僕は多くの人がそうであるように「1/2」しか知らなかったのですが、このアルバムから先行で公開された「アイラブユー」を聴いてビビッときたのが経緯です。
この曲があまりに良かったのでそのままアルバムを買いました。直感で「これは持っておくべきだ!」と感じたのです。
結果として今でもこの判断は正しかったと思っています。
音楽としては「さよならストレンジャー」の頃のくるりみたいな感じですが、詩や世界観は青臭い10台後半の悩みや恋愛ではありません。
精神的にも年齢的にもにすっかり成熟した川本真琴という人の人生観でしょうか。

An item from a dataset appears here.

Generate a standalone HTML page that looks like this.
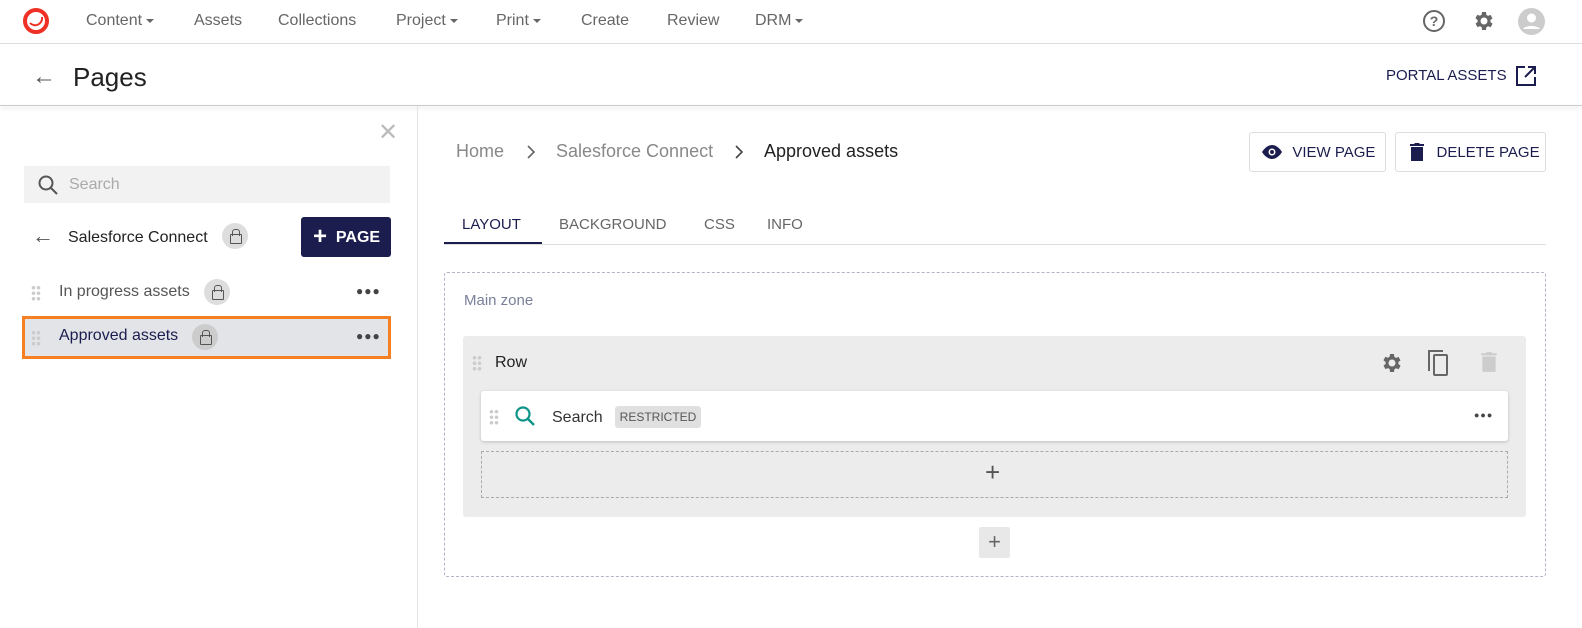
<!DOCTYPE html>
<html><head><style>
*{box-sizing:border-box;margin:0;padding:0}
body{width:1582px;height:628px;font-family:"Liberation Sans",sans-serif;background:#fff;position:relative;overflow:hidden;color:#333}
.a{position:absolute}
.nav{font-size:16px;color:#666;top:12px}
.car{display:inline-block;border-left:4px solid transparent;border-right:4px solid transparent;border-top:4px solid #666;vertical-align:middle;margin-left:4px}
.lock{display:inline-block;width:26px;height:26px;border-radius:50%;background:#ddd;position:absolute}
.lock:after{content:"";position:absolute;left:8px;top:11px;width:10px;height:8px;border:1.5px solid #555;border-radius:1px}
.lock:before{content:"";position:absolute;left:10px;top:6px;width:6px;height:6px;border:1.5px solid #555;border-bottom:none;border-radius:3px 3px 0 0}
.dots{position:absolute;width:10px;height:16px;background:radial-gradient(circle,#ccc 1.6px,transparent 2px) 0 0/5px 5.5px}
.more{position:absolute;font-size:12px;color:#444;letter-spacing:1px}
.btn{position:absolute;border:1px solid #ddd;border-radius:3px;height:40px;top:132px;font-size:15px;color:#1b1d4e;display:flex;align-items:center}
</style></head><body>
<svg class="a" style="left:22px;top:7px" width="28" height="28" viewBox="0 0 28 28"><circle cx="14" cy="14" r="11" fill="none" stroke="#ee3124" stroke-width="4"/><path d="M8 16a7 7 0 0 0 12 -6" fill="none" stroke="#ee3124" stroke-width="2"/></svg>
<div class="a nav" style="left:86px">Content<span class="car"></span></div>
<div class="a nav" style="left:194px">Assets</div>
<div class="a nav" style="left:278px">Collections</div>
<div class="a nav" style="left:396px">Project<span class="car"></span></div>
<div class="a nav" style="left:496px">Print<span class="car"></span></div>
<div class="a nav" style="left:581px">Create</div>
<div class="a nav" style="left:667px">Review</div>
<div class="a nav" style="left:755px">DRM<span class="car"></span></div>
<div class="a" style="left:1423px;top:10px;width:22px;height:22px;border:2px solid #666;border-radius:50%;font-size:14px;text-align:center;line-height:18px;color:#666;font-weight:bold">?</div>
<svg class="a" style="left:1471px;top:9px" width="24" height="24" viewBox="0 0 24 24"><path fill="#666" d="M19.4 13a7.5 7.5 0 0 0 0-2l2.1-1.6-2-3.5-2.5 1a7 7 0 0 0-1.700-1L15 3h-4l-.4 2.7a7 7 0 0 0-1.7 1l-2.5-1-2 3.5L6.6 11a7.5 7.5 0 0 0 0 2l-2.1 1.6 2 3.5 2.5-1a7 7 0 0 0 1.7 1L11 21h4l.4-2.7a7 7 0 0 0 1.7-1l2.5 1 2-3.5zM13 15.5a3.5 3.5 0 1 1 0-7 3.5 3.5 0 0 1 0 7z"/></svg>
<svg class="a" style="left:1518px;top:8px" width="27" height="27" viewBox="0 0 27 27"><circle cx="13.5" cy="13.5" r="13.5" fill="#ccc"/><circle cx="13.5" cy="10" r="4.5" fill="#fff"/><path d="M5 21c2-4 15-4 17 0" fill="#fff"/></svg>
<div class="a" style="left:0;top:43px;width:1582px;height:1px;background:#ddd"></div>
<div class="a" style="left:0;top:105px;width:1582px;height:1px;background:#ccc;box-shadow:0 2px 4px rgba(0,0,0,.2)"></div>
<div class="a" style="left:32px;top:63px;font-size:24px;color:#555">&#8592;</div>
<div class="a" style="left:73px;top:62px;font-size:26px;color:#222">Pages</div>
<div class="a" style="left:1386px;top:67px;font-size:15px;color:#1b1d4e">PORTAL ASSETS</div>
<svg class="a" style="left:1515px;top:65px" width="22" height="22" viewBox="0 0 22 22"><path d="M10 2H2v18h18v-8M13 2h7v7M20 2l-10 10" fill="none" stroke="#1b1d4e" stroke-width="2"/></svg>
<div class="a" style="left:417px;top:106px;width:1px;height:522px;background:#e5e5e5"></div>
<div class="a" style="left:378px;top:121px;font-size:24px;color:#bbb;line-height:1">&#x2715;</div>
<div class="a" style="left:24px;top:166px;width:366px;height:37px;background:#f2f2f2"></div>
<svg class="a" style="left:37px;top:174px" width="22" height="22" viewBox="0 0 22 22"><circle cx="9" cy="9" r="6.5" fill="none" stroke="#555" stroke-width="2"/><path d="M14 14l6 6" stroke="#555" stroke-width="2"/></svg>
<div class="a" style="left:69px;top:176px;font-size:16px;color:#aaa">Search</div>
<div class="a" style="left:32px;top:225px;font-size:22px;color:#555;line-height:1">&#8592;</div>
<div class="a" style="left:68px;top:229px;font-size:16px;color:#222">Salesforce Connect</div>
<div class="lock" style="left:222px;top:223px"></div>
<div class="a" style="left:301px;top:217px;width:90px;height:40px;background:#1b1d4e;border-radius:3px;color:#fff;font-weight:bold;font-size:16px;line-height:40px;padding-left:12px"><span style="font-size:24px;vertical-align:-2px">+</span>&nbsp; PAGE</div>
<div class="dots" style="left:31px;top:285px"></div>
<div class="a" style="left:59px;top:283px;font-size:16px;color:#555">In progress assets</div>
<div class="lock" style="left:204px;top:279px"></div>
<div class="more" style="left:356px;top:284px">●●●</div>
<div class="a" style="left:22px;top:316px;width:369px;height:43px;border:3px solid #f58023;background:#e3e4e8"></div>
<div class="dots" style="left:31px;top:330px"></div>
<div class="a" style="left:59px;top:327px;font-size:16px;color:#1b1d4e">Approved assets</div>
<div class="lock" style="left:192px;top:324px;background:#ccc"></div>
<div class="more" style="left:356px;top:329px">●●●</div>
<div class="a" style="left:456px;top:141px;font-size:18px;color:#888">Home</div>
<svg class="a" style="left:526px;top:144px" width="10" height="16" viewBox="0 0 10 16"><path d="M2 2l6 6-6 6" fill="none" stroke="#666" stroke-width="1.6"/></svg>
<div class="a" style="left:556px;top:141px;font-size:18px;color:#888">Salesforce Connect</div>
<svg class="a" style="left:734px;top:144px" width="10" height="16" viewBox="0 0 10 16"><path d="M2 2l6 6-6 6" fill="none" stroke="#444" stroke-width="1.6"/></svg>
<div class="a" style="left:764px;top:141px;font-size:18px;color:#222">Approved assets</div>
<div class="btn" style="left:1249px;width:137px;padding-left:10px"><svg width="24" height="16" viewBox="0 0 24 16"><path d="M12 1C6 1 2 8 2 8s4 7 10 7 10-7 10-7-4-7-10-7z" fill="#1b1d4e"/><circle cx="12" cy="8" r="3.5" fill="#fff"/><circle cx="12" cy="8" r="2" fill="#1b1d4e"/></svg>&nbsp;&nbsp;VIEW PAGE</div>
<div class="btn" style="left:1395px;width:151px;padding-left:14px"><svg width="14" height="20" viewBox="0 0 14 20"><path d="M0 2h4l1-1h4l1 1h4v2H0zM1 5h12v14H1z" fill="#1b1d4e"/></svg>&nbsp;&nbsp;&nbsp;DELETE PAGE</div>
<div class="a" style="left:462px;top:216px;font-size:15px;color:#1b1d4e">LAYOUT</div>
<div class="a" style="left:559px;top:216px;font-size:15px;color:#666">BACKGROUND</div>
<div class="a" style="left:704px;top:216px;font-size:15px;color:#666">CSS</div>
<div class="a" style="left:767px;top:216px;font-size:15px;color:#666">INFO</div>
<div class="a" style="left:444px;top:244px;width:1102px;height:1px;background:#ddd"></div>
<div class="a" style="left:444px;top:242px;width:98px;height:2px;background:#1b1d4e"></div>
<div class="a" style="left:444px;top:272px;width:1102px;height:305px;border:1px dashed #b6b0c8;border-radius:3px"></div>
<div class="a" style="left:464px;top:292px;font-size:15px;color:#7a7f99">Main zone</div>
<div class="a" style="left:463px;top:336px;width:1063px;height:181px;background:#ececec;border-radius:3px"></div>
<div class="dots" style="left:472px;top:355px"></div>
<div class="a" style="left:495px;top:354px;font-size:16px;color:#222">Row</div>
<svg class="a" style="left:1379px;top:351px" width="24" height="24" viewBox="0 0 24 24"><path fill="#666" d="M19.4 13a7.5 7.5 0 0 0 0-2l2.1-1.6-2-3.5-2.5 1a7 7 0 0 0-1.7-1L15 3h-4l-.4 2.7a7 7 0 0 0-1.7 1l-2.5-1-2 3.5L6.6 11a7.5 7.5 0 0 0 0 2l-2.1 1.6 2 3.5 2.5-1a7 7 0 0 0 1.7 1L11 21h4l.4-2.7a7 7 0 0 0 1.7-1l2.5 1 2-3.5zM13 15.5a3.5 3.5 0 1 1 0-7 3.5 3.5 0 0 1 0 7z"/></svg>
<svg class="a" style="left:1427px;top:349px" width="24" height="28" viewBox="0 0 24 28"><path d="M2 22V2h14" fill="none" stroke="#666" stroke-width="2"/><rect x="7" y="6" width="13" height="20" rx="1" fill="none" stroke="#666" stroke-width="2"/></svg>
<svg class="a" style="left:1480px;top:351px" width="18" height="22" viewBox="0 0 14 20"><path d="M0 2h4l1-1h4l1 1h4v2H0zM1 5h12v14H1z" fill="#ccc"/></svg>
<div class="a" style="left:481px;top:391px;width:1027px;height:50px;background:#fff;border-radius:3px;box-shadow:0 1px 3px rgba(0,0,0,.2)"></div>
<div class="dots" style="left:489px;top:409px"></div>
<svg class="a" style="left:514px;top:405px" width="22" height="22" viewBox="0 0 22 22"><circle cx="9" cy="9" r="6.5" fill="none" stroke="#0d9488" stroke-width="2.2"/><path d="M14 14l6 6" stroke="#0d9488" stroke-width="2.4"/></svg>
<div class="a" style="left:552px;top:409px;font-size:16px;color:#333">Search</div>
<div class="a" style="left:615px;top:406px;width:86px;height:22px;background:#e0e0e0;border-radius:3px;font-size:12px;color:#555;line-height:22px;text-align:center">RESTRICTED</div>
<div class="more" style="left:1474px;top:410px;font-size:9px">●●●</div>
<div class="a" style="left:481px;top:451px;width:1027px;height:47px;border:1px dashed #aaa"></div>
<div class="a" style="left:985px;top:457px;font-size:26px;color:#555;font-weight:300">+</div>
<div class="a" style="left:979px;top:527px;width:31px;height:31px;background:#e8e8e8;border-radius:2px;font-size:22px;color:#666;text-align:center;line-height:30px">+</div>
</body></html>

しかし難しい言葉やオカタイ説教をたれる事は全くなく「私は最近こういう風に感じてるの」というような肩の力を抜いた自然体な態度がとても心地よいです。
僕の特に好きな曲は上述した「アイラブユー」はもちろん、淡々とした曲展開の中に苔の香りがしてきそうな「石の生活」、ピアノの綺麗なメロディと幸せな気持ちがこちらにも移ってきそうな「ポンタゴ」です。
全体に丁寧に丁寧に手作りで作られた感じで、鳥の鳴き声や海の波の音だけの曲があり、また楽器の音色にも温かみが感じられます。
青筋を立ててロックロックとがなる音楽や売り上げの瞬間風速だけを狙って作られたインスタントミュージックが蔓延る中ひっそりとリリースされたとっておきの避暑地-もしくは自分の中にだけ存在する帰るべき場所-のようなこの音楽、好きになれたなら一生ものになるかもしれません。